Everyone deserves a treat that will lift their spirits when needed – a little mignardise (the French word for precious or cute.) You can’t go wrong with the little taste of heaven from the French macaron, two perfectly-shaped meringue cookies filled with cream and presented like a little rainbow in a box or cellophane bag. Magnifique!
For Chad and Taylor Carnahan, the fancy sandwich cookies have special meaning. “We had macarons on our honeymoon,” recounts Taylor “and on our anniversary in 2021 Chad bought me some as a gift to remember the occasion. When he arrived with them and opened the box, he realized that the shop, that had made them, had cracked some in the packaging. He was so disappointed. So, during COVID, with nothing else to do, we decided to make the perfect macaron.

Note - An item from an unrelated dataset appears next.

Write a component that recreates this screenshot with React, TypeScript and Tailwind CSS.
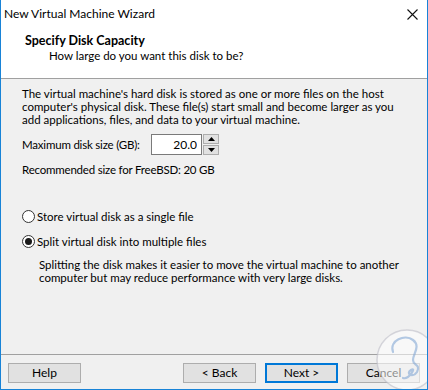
import React, { useState } from 'react';

const WizardButton: React.FC<{ label: string; primary?: boolean }> = ({ label, primary }) => (
    <button
        className={`w-[73px] h-[20px] flex items-center justify-center bg-[#e1e1e1] text-[12px] text-black leading-none ${primary ? 'border-2 border-[#0078d7]' : 'border border-[#adadad]'}`}
    >
        {label}
    </button>
);

const Radio: React.FC<{ checked: boolean; label: string; onClick: () => void }> = ({ checked, label, onClick }) => (
    <div className="flex items-center h-[15px] cursor-default" onClick={onClick}>
        <span className="w-[13px] h-[13px] rounded-full border border-[#333333] bg-white flex items-center justify-center mr-[2px]">
            {checked && <span className="w-[7px] h-[7px] rounded-full bg-[#1a1a1a]" />}
        </span>
        <span>{label}</span>
    </div>
);

const App: React.FC = () => {
    const [split, setSplit] = useState(true);
    const [size, setSize] = useState('20.0');

    const bump = (d: number) => setSize(s => (Math.max(0.1, parseFloat(s) + d)).toFixed(1));

    return (
        <div className="relative w-[428px] h-[390px] flex flex-col bg-[#f0f0f0] border-x border-b border-[#1883d7] text-[11.5px] text-black overflow-hidden" style={{ fontFamily: 'Lato, "Liberation Sans", sans-serif' }}>
            {/* title bar */}
            <div className="h-[27px] bg-white flex items-center justify-between pl-[3px] pr-[9px]">
                <span className="text-[12px]">New Virtual Machine Wizard</span>
                <svg width="11" height="11" viewBox="0 0 11 11" className="mt-[1px]">
                    <path d="M0.5 0.5 L10.5 10.5 M10.5 0.5 L0.5 10.5" stroke="#111" strokeWidth="1.1" />
                </svg>
            </div>

            {/* header */}
            <div className="h-[52px] bg-white border-b border-[#a0a0a0] pt-[6px] pl-[24px] leading-[15px]">
                <div className="font-bold text-[12.5px]">Specify Disk Capacity</div>
                <div className="pl-[24px]">How large do you want this disk to be?</div>
            </div>

            {/* body */}
            <div className="flex-1 flex flex-col px-[21px] pt-[8px] leading-[13px]">
                <p className="whitespace-nowrap">
                    The virtual machine's hard disk is stored as one or more files on the host<br />
                    computer's physical disk. These file(s) start small and become larger as you<br />
                    add applications, files, and data to your virtual machine.
                </p>

                <div className="flex items-center mt-[8px] h-[21px]">
                    <span className="w-[129px] tracking-[-0.2px]">Maximum disk size (GB):</span>
                    <input
                        value={size}
                        onChange={e => setSize(e.target.value)}
                        className="w-[51px] h-[21px] border border-[#7a7a7a] bg-white text-right pr-[4px] outline-none text-[12px]"
                    />
                    <div className="flex flex-col ml-[1px] h-[21px] justify-between">
                        <button onClick={() => bump(1)} className="w-[16px] h-[10px] bg-[#e1e1e1] border border-[#adadad] flex items-center justify-center">
                            <svg width="7" height="4" viewBox="0 0 7 4"><path d="M0 4 L3.5 0 L7 4 Z" fill="#000" /></svg>
                        </button>
                        <button onClick={() => bump(-1)} className="w-[16px] h-[10px] bg-[#e1e1e1] border border-[#adadad] flex items-center justify-center">
                            <svg width="7" height="4" viewBox="0 0 7 4"><path d="M0 0 L7 0 L3.5 4 Z" fill="#000" /></svg>
                        </button>
                    </div>
                </div>

                <div className="mt-[8px] tracking-[-0.2px]">Recommended size for FreeBSD: 20 GB</div>

                <div className="mt-[33px] flex flex-col gap-[10px]">
                    <Radio checked={!split} label="Store virtual disk as a single file" onClick={() => setSplit(false)} />
                    <Radio checked={split} label="Split virtual disk into multiple files" onClick={() => setSplit(true)} />
                </div>

                <p className="mt-[9px] pl-[17px] whitespace-nowrap">
                    Splitting the disk makes it easier to move the virtual machine to another<br />
                    computer but may reduce performance with very large disks.
                </p>
            </div>

            {/* footer */}
            <div className="h-[35px] border-t border-[#a0a0a0] flex items-start pt-[8px] px-[7px]">
                <WizardButton label="Help" />
                <div className="flex-1" />
                <div className="flex gap-[9px]">
                    <WizardButton label="< Back" />
                    <WizardButton label="Next >" primary />
                    <WizardButton label="Cancel" />
                </div>
            </div>

            {/* watermark */}
            <svg className="absolute left-[374px] top-[328px] pointer-events-none" width="64" height="64" viewBox="0 0 64 64">
                <circle cx="32" cy="32" r="30" fill="rgba(255,255,255,0.55)" stroke="rgba(190,190,200,0.6)" strokeWidth="1.5" />
                <path d="M18 24 C14 12 30 6 38 12 C46 18 38 26 38 32 C38 38 46 36 42 44 C38 50 30 46 36 42 C42 38 34 52 28 50"
                    fill="none" stroke="rgba(120,160,210,0.55)" strokeWidth="2.2" strokeLinecap="round" />
            </svg>
        </div>
    );
};

export default App;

In one week, we made 600 – and they sold.”
By August of that year, the Lake Charles natives opened The Mac Box, selling at events and a small local café. Today the couple offers 50 very creative spins on the classic almond macaron, from sweet and decadent to seasoned and boozey, and the unimaginable in between.

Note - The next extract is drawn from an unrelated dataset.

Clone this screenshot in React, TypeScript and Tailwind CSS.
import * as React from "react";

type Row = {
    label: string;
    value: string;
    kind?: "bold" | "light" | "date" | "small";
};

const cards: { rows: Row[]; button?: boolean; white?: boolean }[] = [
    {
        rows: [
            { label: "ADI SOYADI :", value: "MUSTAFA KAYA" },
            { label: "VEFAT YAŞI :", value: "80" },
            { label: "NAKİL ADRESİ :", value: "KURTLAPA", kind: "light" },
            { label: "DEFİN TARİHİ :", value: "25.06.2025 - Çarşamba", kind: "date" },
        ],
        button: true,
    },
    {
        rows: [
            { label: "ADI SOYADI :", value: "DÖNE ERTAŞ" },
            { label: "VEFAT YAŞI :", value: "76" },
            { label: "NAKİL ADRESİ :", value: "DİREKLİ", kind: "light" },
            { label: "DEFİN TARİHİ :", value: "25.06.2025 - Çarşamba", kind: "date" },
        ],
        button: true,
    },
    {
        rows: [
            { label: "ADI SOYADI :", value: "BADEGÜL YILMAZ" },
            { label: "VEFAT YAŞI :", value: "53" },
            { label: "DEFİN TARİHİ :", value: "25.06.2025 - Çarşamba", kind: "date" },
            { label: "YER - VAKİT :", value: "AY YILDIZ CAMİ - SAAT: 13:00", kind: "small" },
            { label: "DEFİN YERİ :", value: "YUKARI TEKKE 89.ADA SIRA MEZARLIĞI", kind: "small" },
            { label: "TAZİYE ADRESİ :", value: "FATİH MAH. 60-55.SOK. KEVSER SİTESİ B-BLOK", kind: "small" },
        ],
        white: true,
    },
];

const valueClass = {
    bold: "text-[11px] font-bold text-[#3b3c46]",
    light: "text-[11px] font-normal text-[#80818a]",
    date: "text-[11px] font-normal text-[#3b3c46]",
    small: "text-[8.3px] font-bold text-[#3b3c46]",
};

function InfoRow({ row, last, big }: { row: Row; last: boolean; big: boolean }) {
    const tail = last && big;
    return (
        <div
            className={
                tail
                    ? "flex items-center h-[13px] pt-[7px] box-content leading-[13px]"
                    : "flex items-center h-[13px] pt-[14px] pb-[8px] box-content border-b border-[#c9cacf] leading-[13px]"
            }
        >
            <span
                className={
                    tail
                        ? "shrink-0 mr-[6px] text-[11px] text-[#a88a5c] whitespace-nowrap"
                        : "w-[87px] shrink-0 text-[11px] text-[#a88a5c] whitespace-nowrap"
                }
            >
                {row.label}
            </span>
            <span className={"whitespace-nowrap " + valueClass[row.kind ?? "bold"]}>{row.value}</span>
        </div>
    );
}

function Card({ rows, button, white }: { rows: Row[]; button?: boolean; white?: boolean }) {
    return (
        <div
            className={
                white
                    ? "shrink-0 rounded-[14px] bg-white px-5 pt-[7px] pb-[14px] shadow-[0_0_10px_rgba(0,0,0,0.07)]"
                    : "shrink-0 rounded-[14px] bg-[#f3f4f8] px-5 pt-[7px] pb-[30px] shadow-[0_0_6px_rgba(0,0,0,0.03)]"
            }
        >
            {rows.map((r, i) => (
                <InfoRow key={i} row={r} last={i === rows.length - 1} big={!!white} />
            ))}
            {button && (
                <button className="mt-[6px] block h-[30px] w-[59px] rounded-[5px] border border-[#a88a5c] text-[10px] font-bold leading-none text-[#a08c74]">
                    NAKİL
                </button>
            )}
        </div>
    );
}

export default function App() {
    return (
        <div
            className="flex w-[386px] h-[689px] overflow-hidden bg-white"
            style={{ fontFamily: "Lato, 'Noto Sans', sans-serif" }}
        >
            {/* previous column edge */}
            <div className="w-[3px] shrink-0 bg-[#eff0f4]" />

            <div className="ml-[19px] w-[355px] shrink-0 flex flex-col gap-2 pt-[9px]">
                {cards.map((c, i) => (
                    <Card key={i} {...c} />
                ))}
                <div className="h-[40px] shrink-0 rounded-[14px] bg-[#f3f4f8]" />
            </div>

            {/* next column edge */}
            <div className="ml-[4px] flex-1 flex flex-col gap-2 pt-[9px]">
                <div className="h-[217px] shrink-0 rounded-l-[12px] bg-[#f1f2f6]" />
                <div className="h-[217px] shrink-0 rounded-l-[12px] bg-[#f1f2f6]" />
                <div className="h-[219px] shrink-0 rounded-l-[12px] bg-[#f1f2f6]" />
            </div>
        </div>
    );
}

Using the traditional French method, the intriguing treats are made with ground almonds, egg whites and sugar. Taylor fills them with a plant-based buttercream infused with extracts, liquors, seasoning or syrups that are emphasized in the crunchy, chewy shells. The rest is her skill and Chad’s creative ideas.

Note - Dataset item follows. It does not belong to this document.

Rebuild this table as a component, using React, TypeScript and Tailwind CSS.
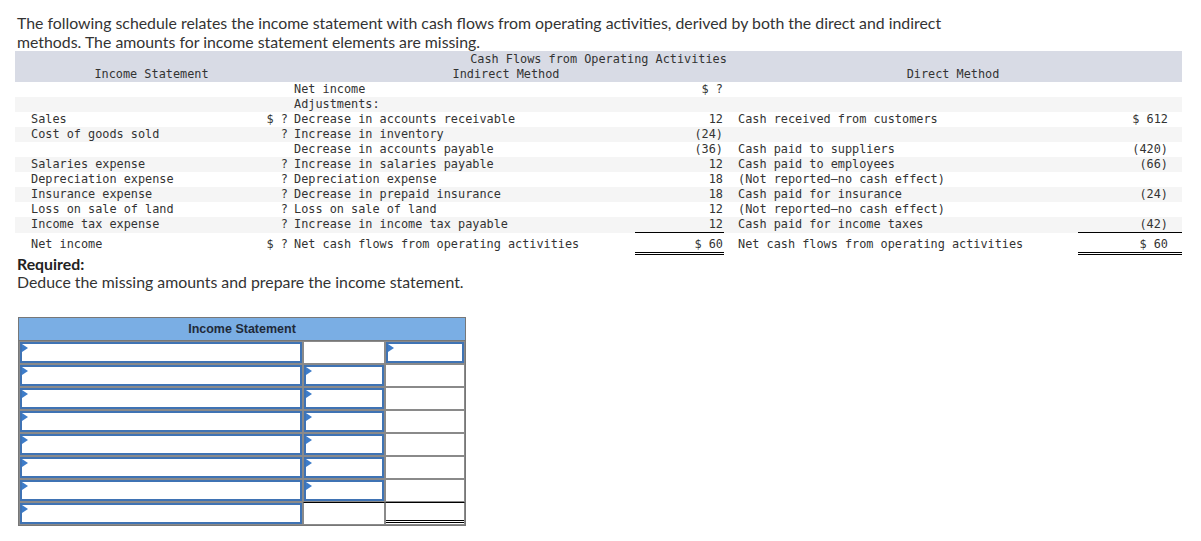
import React from "react";

type Row = {
  label?: string;
  q?: string;
  desc?: string;
  amt?: string;
  ddesc?: string;
  damt?: string;
};

const rows: Row[] = [
  { desc: "Net income", amt: "$ ?" },
  { desc: "Adjustments:" },
  { label: "Sales", q: "$ ?", desc: "Decrease in accounts receivable", amt: "12", ddesc: "Cash received from customers", damt: "$ 612" },
  { label: "Cost of goods sold", q: "?", desc: "Increase in inventory", amt: "(24)" },
  { desc: "Decrease in accounts payable", amt: "(36)", ddesc: "Cash paid to suppliers", damt: "(420)" },
  { label: "Salaries expense", q: "?", desc: "Increase in salaries payable", amt: "12", ddesc: "Cash paid to employees", damt: "(66)" },
  { label: "Depreciation expense", q: "?", desc: "Depreciation expense", amt: "18", ddesc: "(Not reported—no cash effect)" },
  { label: "Insurance expense", q: "?", desc: "Decrease in prepaid insurance", amt: "18", ddesc: "Cash paid for insurance", damt: "(24)" },
  { label: "Loss on sale of land", q: "?", desc: "Loss on sale of land", amt: "12", ddesc: "(Not reported—no cash effect)" },
  { label: "Income tax expense", q: "?", desc: "Increase in income tax payable", amt: "12", ddesc: "Cash paid for income taxes", damt: "(42)" },
];

const grid = "grid grid-cols-[243px_30px_347px_89px_354px_104px]";

function Flag() {
  return (
    <span className="absolute left-0 top-0 w-0 h-0 border-t-[4px] border-b-[4px] border-l-[6px] border-t-transparent border-b-transparent border-l-[#3d7cc9]" />
  );
}

function Cell({ input, className = "" }: { input?: boolean; className?: string }) {
  return (
    <div className={`h-[23px] border border-[#8a8a8a] ${className}`}>
      {input && (
        <div className="relative h-full border-2 border-[#3f73b4] bg-white">
          <Flag />
        </div>
      )}
    </div>
  );
}

export default function App() {
  return (
    <div className="w-[1201px] h-[541px] bg-white text-[#222] overflow-hidden">
      <div className="pt-[13px] px-[17px] font-['Lato','Liberation_Sans',sans-serif] text-[15.85px] leading-[19px] text-[#333]">
        <p className="w-[960px]">
          The following schedule relates the income statement with cash flows from operating activities, derived by both the direct and indirect
          <br />
          methods. The amounts for income statement elements are missing.
        </p>
      </div>

      {/* schedule */}
      <div className="ml-[15px] w-[1167px] font-['DejaVu_Sans_Mono',monospace] text-[11.85px] leading-[15px] text-[#333] whitespace-pre">
        <div className="bg-[#d8dbe5] h-[31px]">
          <div className="text-center h-[15px] pt-[1px]">Cash Flows from Operating Activities</div>
          <div className={`${grid} h-[15px] pt-[1px]`}>
            <div className="col-span-2 text-center">Income Statement</div>
            <div className="col-span-2 text-center">Indirect Method</div>
            <div className="col-span-2 text-center">Direct Method</div>
          </div>
        </div>
        {rows.map((r, i) => (
          <div
            key={i}
            className={`${grid} ${i % 2 === 1 ? "bg-[#f5f5f5]" : "bg-white"} ${i === rows.length - 1 ? "h-[16px]" : "h-[15px]"}`}
          >
            <div className="pl-[16px]">{r.label}</div>
            <div className="text-right">{r.q}</div>
            <div className="pl-[6px]">{r.desc}</div>
            <div className={`text-right pr-[1px] ${i === rows.length - 1 ? "border-b border-black" : ""}`}>{r.amt}</div>
            <div className="pl-[14px]">{r.ddesc}</div>
            <div className={`text-right pr-[14px] ${i === rows.length - 1 ? "border-b border-black" : ""}`}>{r.damt}</div>
          </div>
        ))}
        <div className={`${grid} h-[22px] pt-[4px]`}>
          <div className="pl-[16px]">Net income</div>
          <div className="text-right">$ ?</div>
          <div className="pl-[6px]">Net cash flows from operating activities</div>
          <div className="text-right pr-[1px] border-b-[3px] border-double border-black">$ 60</div>
          <div className="pl-[14px]">Net cash flows from operating activities</div>
          <div className="text-right pr-[14px] border-b-[3px] border-double border-black">$ 60</div>
        </div>
      </div>

      <div className="px-[17px] font-['Lato','Liberation_Sans',sans-serif] text-[15.85px] leading-[18px] text-[#333]">
        <div className="font-bold text-[#222]">Required:</div>
        <div>Deduce the missing amounts and prepare the income statement.</div>
      </div>

      {/* answer table */}
      <div className="mt-[26px] ml-[18px] w-[448px] border border-[#777]">
        <div className="h-[23px] bg-[#7aaee4] border-b border-[#777] text-center font-['Liberation_Sans',sans-serif] text-[12.5px] font-bold leading-[23px] text-[#1f2a3a]">
          Income Statement
        </div>
        <div className="grid grid-cols-[284px_82px_80px]">
          <Cell input />
          <Cell />
          <Cell input />
          {[0, 1, 2, 3, 4, 5].map((k) => (
            <React.Fragment key={k}>
              <Cell input />
              <Cell input />
              <Cell />
            </React.Fragment>
          ))}
          <Cell input />
          <Cell className="border-t-black" />
          <div className="h-[23px] border border-[#8a8a8a] border-t-black">
            <div className="mt-[17px] border-b-[3px] border-double border-black" />
          </div>
        </div>
      </div>
    </div>
  );
}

To achieve the uniform shape, batter is piped onto circles that are drawn on parchment paper – an acquired skill in itself – and then the sheet pan is “slapped” on the table to release any air bubbles. “Taylor slaps it firm on the counter like she’s mad at it,” laughs Chad. It’s all done in their home kitchen, where there’s lots of baking racks and counter space, starting around 7 p.m. and continuing into the night until 3 a.m. (The couple cares for their one-year-old godchild during the weekdays, while running errands and coordinating deliveries, but Taylor says they work better at night anyway.) “We make the macarons the week they’re needed, to keep them as fresh as possible, notes Chad. “Freshness is key to our business; we bake until the last minute.”
Aesthetics is the other thing they work to achieve. Looking at the perfectly-shaped, gem-like bites, you’d never know the challenges faced in making them. For one thing Taylor says, “If you over fold the batter or add too much flavoring, the shell might become wrinkly. The shells have to dry before baking them, to the point that you can tap them. That can take anywhere from 15 to 40 minutes, depending on the humidity level – which has been high this summer. Macarons are very humbling to make. They sometimes don’t want to work with me. And, if you’ve made a mistake, there’s no way to know until you’ve ruined the batch. It takes about two hours to make a batch of 100.” Despite the challenges, the couple churns out just over 600, alone, for each market.
Though macarons are the star attraction at many bridal and baby showers, Chad (who concocts the flavors) says “a ton of men love them – but they have to taste them first.” Going by sales, guys love the pecan pie, whiskey peach, apple pecan moonshine – and Cajun maple, made with a sweet, spicy seasoning that Chad found at Home Goods’ food section and suggested to Taylor to try. It quickly went from being a fall flavor to a regular on the menu. Other best-selling flavors include birthday cake (popular among children), pink champagne, s’mores, blueberry cheesecake and lemon. Taylor’s latest creations include a blackberry balsamic macaron and a Cajun latte version, with a chili expresso buttercream. Aside from customized macaron boxes, The Mac box also offers beautiful macaron towers, holiday and specialty-themed sets and stunning three-tiered macaron cakes, in 6” or 8” sizes. Resembling a giant macaron, they are made using the same method.
If you’re not lucky enough to live in Lake Charles, where The Mac Box is based, no worries; the Carnahans deliver to several areas in Acadiana – and they arrive perfectly intact. Or you can check them out at the Delcambre Seafood & Farmer’s Market.